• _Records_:

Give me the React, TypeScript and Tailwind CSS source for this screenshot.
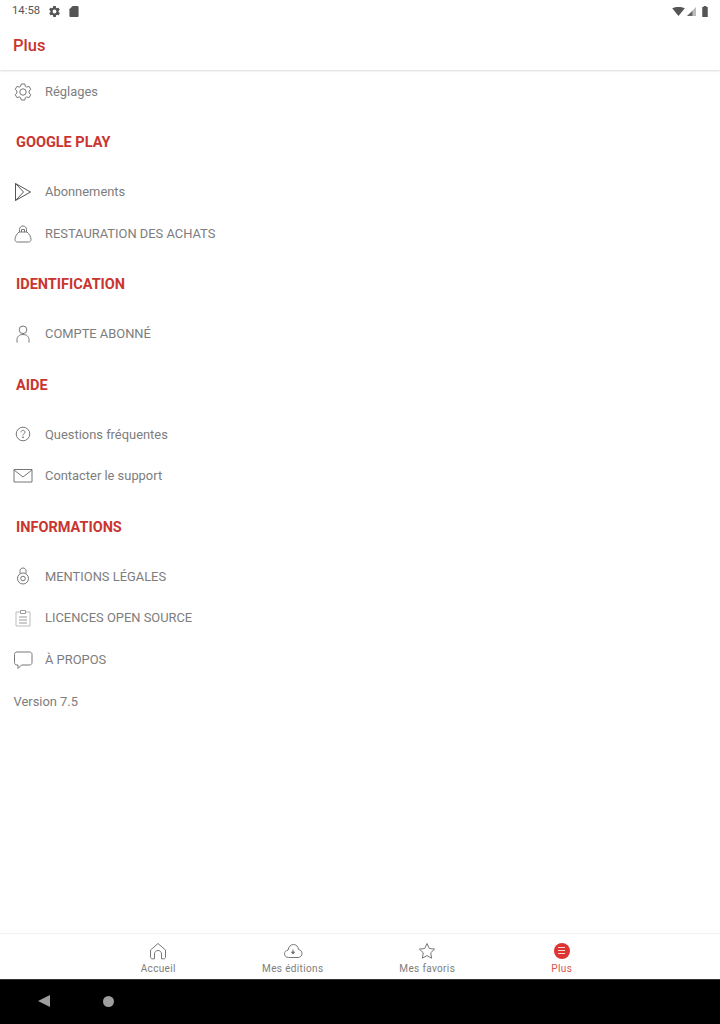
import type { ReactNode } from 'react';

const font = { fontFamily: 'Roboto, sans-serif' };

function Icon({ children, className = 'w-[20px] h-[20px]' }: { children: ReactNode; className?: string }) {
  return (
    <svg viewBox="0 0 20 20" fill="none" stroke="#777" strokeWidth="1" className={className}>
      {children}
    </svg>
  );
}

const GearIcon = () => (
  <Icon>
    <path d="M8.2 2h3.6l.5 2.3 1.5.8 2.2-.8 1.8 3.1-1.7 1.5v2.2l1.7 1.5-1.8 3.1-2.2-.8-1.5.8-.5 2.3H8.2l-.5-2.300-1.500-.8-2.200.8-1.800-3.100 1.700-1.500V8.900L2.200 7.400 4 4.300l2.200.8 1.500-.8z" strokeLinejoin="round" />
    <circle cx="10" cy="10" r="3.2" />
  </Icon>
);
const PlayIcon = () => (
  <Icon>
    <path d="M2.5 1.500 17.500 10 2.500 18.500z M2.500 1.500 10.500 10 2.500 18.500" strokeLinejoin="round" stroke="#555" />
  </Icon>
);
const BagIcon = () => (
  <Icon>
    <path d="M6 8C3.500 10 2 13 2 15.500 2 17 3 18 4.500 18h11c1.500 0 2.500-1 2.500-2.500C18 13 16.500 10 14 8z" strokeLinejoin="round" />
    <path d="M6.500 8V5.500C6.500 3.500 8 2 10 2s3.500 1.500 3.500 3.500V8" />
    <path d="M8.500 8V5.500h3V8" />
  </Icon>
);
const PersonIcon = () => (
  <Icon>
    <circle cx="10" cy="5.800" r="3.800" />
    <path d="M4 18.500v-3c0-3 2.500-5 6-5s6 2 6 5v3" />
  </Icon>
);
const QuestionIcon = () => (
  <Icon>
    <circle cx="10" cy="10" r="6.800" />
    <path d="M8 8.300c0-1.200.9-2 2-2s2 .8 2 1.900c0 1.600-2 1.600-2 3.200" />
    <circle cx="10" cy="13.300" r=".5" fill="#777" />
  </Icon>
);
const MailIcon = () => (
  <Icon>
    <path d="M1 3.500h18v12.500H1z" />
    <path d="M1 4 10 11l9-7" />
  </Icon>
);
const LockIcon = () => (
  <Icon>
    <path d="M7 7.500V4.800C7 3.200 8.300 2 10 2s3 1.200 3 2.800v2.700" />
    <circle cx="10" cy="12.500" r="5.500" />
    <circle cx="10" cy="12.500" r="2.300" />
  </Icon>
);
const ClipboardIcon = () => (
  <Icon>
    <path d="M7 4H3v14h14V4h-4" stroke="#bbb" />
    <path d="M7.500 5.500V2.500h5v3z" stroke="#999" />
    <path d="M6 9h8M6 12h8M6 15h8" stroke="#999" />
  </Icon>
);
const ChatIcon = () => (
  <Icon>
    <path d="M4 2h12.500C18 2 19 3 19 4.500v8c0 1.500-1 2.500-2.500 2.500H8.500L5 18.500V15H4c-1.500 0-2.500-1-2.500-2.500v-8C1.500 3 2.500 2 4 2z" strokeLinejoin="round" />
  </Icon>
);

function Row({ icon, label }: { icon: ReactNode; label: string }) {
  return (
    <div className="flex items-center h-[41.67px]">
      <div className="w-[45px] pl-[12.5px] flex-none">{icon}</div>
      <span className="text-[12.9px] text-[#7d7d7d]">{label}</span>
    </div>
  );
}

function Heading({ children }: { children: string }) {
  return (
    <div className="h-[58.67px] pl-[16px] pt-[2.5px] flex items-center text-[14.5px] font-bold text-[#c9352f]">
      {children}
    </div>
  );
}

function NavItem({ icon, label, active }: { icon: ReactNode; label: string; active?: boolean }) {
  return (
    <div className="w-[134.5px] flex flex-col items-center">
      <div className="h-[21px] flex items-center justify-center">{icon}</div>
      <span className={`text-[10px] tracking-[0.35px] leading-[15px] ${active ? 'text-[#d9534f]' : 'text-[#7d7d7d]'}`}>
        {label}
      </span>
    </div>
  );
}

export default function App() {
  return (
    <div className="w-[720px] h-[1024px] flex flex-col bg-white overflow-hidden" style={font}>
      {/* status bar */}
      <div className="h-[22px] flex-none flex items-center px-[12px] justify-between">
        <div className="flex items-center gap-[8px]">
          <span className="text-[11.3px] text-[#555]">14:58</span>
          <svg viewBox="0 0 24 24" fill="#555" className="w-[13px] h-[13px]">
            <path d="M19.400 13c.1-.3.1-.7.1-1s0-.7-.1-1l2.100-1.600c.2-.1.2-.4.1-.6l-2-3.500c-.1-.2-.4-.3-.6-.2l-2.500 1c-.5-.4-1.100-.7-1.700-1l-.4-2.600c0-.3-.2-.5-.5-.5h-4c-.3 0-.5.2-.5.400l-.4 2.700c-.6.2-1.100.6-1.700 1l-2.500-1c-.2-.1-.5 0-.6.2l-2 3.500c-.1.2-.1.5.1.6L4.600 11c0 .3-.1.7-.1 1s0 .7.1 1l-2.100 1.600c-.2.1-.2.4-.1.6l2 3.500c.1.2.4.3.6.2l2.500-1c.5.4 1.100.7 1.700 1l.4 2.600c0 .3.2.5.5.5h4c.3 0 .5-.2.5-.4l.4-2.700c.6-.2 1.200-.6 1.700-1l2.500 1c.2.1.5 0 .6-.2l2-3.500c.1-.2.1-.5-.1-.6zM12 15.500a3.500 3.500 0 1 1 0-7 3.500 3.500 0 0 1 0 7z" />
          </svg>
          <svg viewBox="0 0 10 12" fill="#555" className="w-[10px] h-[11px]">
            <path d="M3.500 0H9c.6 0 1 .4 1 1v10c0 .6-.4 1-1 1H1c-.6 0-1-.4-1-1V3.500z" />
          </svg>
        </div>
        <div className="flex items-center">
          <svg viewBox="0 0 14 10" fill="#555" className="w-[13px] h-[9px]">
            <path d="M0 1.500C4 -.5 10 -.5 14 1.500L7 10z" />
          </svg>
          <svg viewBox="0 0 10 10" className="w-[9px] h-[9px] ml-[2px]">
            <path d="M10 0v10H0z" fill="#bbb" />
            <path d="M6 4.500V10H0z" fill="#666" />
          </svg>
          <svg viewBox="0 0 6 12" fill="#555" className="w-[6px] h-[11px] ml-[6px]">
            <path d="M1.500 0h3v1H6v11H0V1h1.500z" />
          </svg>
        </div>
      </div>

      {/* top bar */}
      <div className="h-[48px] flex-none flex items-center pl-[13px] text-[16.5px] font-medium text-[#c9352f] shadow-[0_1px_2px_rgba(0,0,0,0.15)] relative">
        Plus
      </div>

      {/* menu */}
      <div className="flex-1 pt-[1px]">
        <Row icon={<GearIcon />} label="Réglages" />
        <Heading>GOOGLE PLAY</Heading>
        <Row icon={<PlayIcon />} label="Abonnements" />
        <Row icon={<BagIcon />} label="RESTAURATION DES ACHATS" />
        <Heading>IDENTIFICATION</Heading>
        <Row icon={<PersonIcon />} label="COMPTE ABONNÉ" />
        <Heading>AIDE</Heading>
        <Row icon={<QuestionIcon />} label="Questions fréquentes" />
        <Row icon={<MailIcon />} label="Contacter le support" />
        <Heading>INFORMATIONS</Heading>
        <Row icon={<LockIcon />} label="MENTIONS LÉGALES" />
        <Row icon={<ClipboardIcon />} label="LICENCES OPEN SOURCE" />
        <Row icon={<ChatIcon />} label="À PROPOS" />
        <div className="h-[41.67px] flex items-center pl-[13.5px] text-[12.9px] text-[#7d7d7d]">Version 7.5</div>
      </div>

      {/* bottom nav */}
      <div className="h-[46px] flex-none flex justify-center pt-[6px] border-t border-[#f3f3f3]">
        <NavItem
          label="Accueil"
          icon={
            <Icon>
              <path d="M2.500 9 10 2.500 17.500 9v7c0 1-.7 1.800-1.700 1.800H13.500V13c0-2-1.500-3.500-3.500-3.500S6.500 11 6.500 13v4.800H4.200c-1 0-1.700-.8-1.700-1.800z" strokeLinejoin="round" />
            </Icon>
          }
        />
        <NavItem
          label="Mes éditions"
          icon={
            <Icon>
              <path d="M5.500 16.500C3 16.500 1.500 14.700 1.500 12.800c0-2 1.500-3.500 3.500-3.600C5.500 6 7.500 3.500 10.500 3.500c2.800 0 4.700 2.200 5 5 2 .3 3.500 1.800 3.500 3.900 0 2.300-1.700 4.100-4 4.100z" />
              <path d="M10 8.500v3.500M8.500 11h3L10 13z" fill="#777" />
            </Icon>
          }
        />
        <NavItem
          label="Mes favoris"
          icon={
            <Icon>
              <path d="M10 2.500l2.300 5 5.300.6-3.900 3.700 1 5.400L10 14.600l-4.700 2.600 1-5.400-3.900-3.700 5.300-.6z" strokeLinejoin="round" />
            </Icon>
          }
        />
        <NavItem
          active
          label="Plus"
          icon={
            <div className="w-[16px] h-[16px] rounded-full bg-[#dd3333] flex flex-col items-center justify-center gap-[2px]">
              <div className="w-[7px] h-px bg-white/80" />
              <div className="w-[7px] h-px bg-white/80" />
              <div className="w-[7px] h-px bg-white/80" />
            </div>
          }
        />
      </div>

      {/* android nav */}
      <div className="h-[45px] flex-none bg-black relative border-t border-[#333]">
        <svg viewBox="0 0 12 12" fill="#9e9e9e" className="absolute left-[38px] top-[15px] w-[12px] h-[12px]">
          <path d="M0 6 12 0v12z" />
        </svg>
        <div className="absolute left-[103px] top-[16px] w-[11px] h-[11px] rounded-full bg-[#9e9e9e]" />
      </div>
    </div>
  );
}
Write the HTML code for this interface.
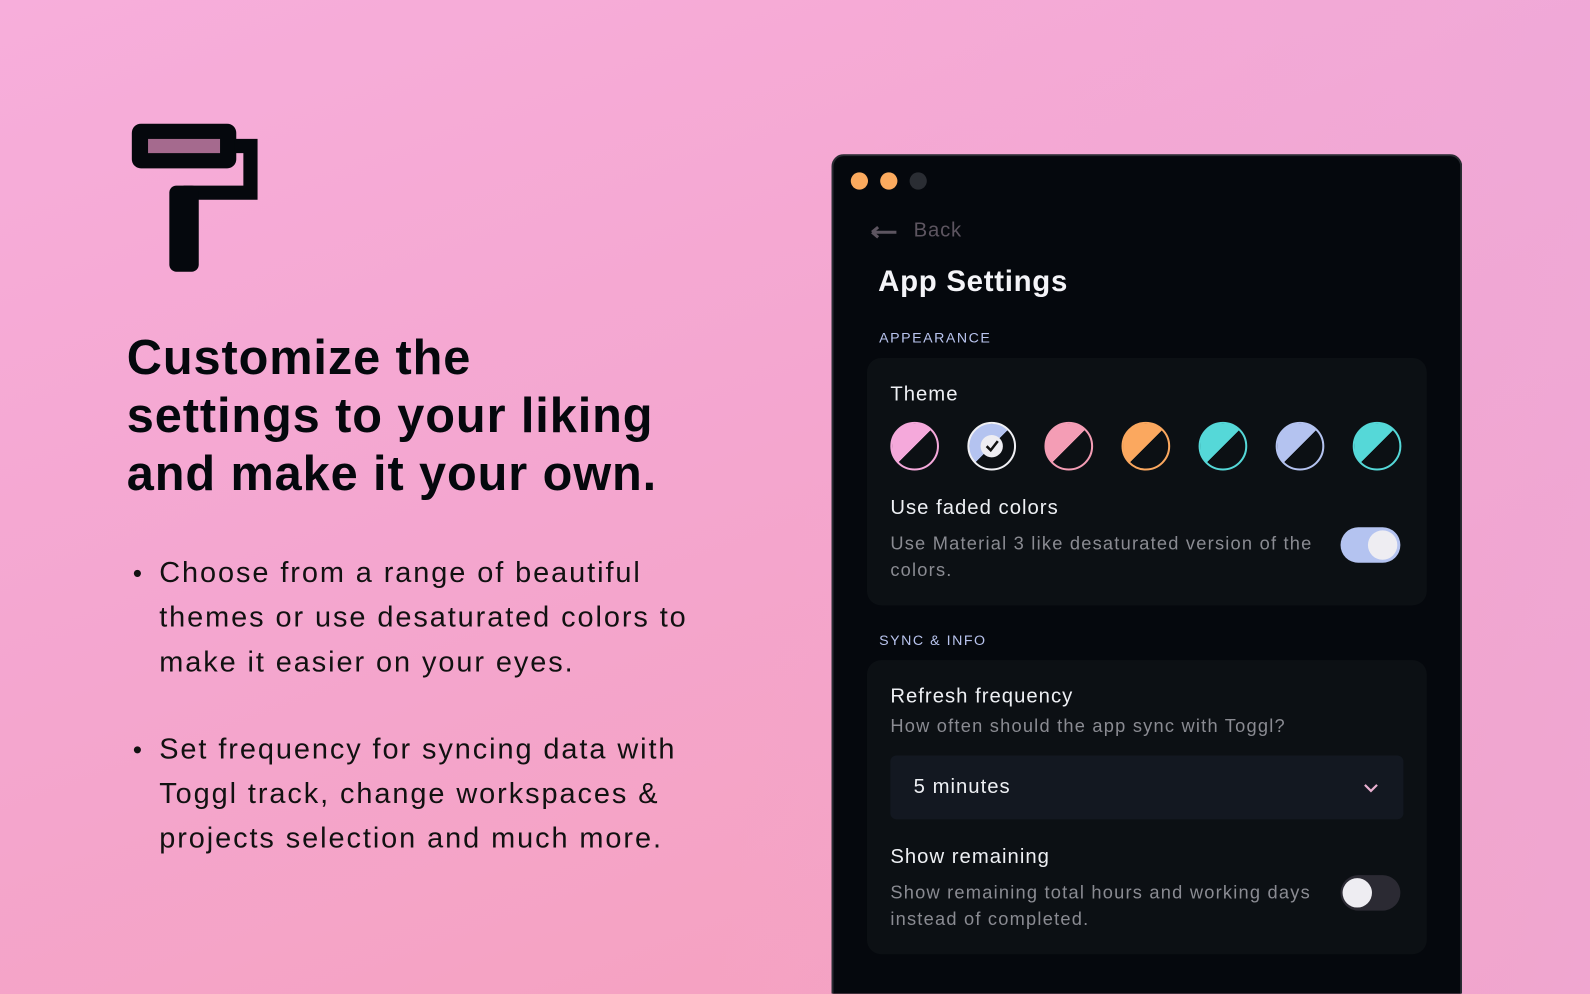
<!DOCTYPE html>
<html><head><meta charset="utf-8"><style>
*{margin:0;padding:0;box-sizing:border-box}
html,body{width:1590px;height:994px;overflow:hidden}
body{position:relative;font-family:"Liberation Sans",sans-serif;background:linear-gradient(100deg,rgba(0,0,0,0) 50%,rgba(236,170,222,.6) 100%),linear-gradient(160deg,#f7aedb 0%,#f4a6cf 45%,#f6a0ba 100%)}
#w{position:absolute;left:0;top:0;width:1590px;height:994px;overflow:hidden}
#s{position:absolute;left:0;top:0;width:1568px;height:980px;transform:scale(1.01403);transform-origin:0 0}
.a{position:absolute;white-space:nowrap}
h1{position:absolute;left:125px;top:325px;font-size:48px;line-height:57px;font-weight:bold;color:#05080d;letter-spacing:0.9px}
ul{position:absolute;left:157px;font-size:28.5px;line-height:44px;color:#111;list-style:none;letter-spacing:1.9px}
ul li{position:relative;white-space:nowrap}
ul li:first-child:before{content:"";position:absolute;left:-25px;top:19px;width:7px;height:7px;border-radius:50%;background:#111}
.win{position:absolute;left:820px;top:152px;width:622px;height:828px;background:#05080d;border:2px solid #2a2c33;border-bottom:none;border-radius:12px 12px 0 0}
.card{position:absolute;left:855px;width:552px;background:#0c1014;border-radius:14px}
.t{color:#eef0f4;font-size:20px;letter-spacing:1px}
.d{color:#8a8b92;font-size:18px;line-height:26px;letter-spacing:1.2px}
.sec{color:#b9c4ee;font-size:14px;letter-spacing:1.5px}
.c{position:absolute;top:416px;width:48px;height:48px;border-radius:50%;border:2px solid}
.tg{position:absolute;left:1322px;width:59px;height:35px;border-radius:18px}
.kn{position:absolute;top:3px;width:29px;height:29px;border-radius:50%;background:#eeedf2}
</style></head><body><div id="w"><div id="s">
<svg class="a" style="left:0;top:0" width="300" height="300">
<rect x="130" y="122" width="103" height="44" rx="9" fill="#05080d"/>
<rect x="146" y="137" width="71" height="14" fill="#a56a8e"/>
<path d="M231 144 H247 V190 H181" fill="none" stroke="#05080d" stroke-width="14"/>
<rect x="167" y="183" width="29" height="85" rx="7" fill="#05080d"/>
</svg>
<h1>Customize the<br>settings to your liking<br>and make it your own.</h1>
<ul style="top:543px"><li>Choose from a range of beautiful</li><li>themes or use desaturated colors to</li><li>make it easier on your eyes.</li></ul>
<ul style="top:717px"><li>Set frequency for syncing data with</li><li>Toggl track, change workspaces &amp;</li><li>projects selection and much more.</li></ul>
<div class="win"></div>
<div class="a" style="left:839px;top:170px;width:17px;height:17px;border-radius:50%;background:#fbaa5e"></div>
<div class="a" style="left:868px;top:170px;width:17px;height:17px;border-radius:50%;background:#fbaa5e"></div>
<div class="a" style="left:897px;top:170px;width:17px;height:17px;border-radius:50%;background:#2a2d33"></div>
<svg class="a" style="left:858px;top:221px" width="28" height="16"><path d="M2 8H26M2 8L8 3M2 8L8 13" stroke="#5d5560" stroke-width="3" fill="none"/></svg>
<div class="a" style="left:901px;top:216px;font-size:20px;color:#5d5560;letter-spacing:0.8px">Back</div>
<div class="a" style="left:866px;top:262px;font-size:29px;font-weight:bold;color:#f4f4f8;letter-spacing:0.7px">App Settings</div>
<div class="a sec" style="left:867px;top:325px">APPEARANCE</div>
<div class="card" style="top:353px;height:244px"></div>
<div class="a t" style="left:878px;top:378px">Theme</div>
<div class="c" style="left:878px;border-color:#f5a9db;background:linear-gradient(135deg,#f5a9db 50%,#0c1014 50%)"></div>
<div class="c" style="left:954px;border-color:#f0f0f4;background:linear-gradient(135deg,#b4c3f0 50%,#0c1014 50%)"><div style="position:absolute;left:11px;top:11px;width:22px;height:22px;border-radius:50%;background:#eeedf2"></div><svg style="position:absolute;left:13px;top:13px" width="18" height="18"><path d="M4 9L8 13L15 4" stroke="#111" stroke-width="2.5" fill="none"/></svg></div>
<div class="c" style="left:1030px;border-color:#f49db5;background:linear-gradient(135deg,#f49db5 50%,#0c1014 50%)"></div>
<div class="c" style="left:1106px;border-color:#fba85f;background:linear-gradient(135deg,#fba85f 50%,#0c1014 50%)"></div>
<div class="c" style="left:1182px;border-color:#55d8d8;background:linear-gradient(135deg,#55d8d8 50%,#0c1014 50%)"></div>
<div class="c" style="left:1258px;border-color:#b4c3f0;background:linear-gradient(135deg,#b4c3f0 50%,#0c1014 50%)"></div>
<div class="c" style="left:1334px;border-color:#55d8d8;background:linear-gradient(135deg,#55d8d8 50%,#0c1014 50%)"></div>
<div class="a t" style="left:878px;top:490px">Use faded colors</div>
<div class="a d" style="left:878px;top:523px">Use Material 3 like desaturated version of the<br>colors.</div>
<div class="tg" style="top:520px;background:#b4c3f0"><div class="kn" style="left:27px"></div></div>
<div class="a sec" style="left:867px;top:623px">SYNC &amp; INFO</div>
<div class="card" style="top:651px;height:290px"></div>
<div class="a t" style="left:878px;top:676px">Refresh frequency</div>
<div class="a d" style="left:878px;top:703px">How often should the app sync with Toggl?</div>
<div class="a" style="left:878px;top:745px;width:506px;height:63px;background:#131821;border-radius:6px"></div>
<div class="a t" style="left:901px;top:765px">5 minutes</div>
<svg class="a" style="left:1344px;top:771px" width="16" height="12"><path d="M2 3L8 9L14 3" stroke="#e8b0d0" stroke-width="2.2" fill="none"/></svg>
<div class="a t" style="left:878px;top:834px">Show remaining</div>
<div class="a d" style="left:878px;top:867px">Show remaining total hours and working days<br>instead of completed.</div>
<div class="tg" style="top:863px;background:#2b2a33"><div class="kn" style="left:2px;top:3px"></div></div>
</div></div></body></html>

• _What to work on_:
In the records above, find the line containing "fontFamily: 'Roboto, sans-serif'" and output every line from the first through that one, exactly, omitting pictures.

• _Complete answer_:
Give me the React, TypeScript and Tailwind CSS source for this screenshot.
import type { ReactNode } from 'react';

const font = { fontFamily: 'Roboto, sans-serif' };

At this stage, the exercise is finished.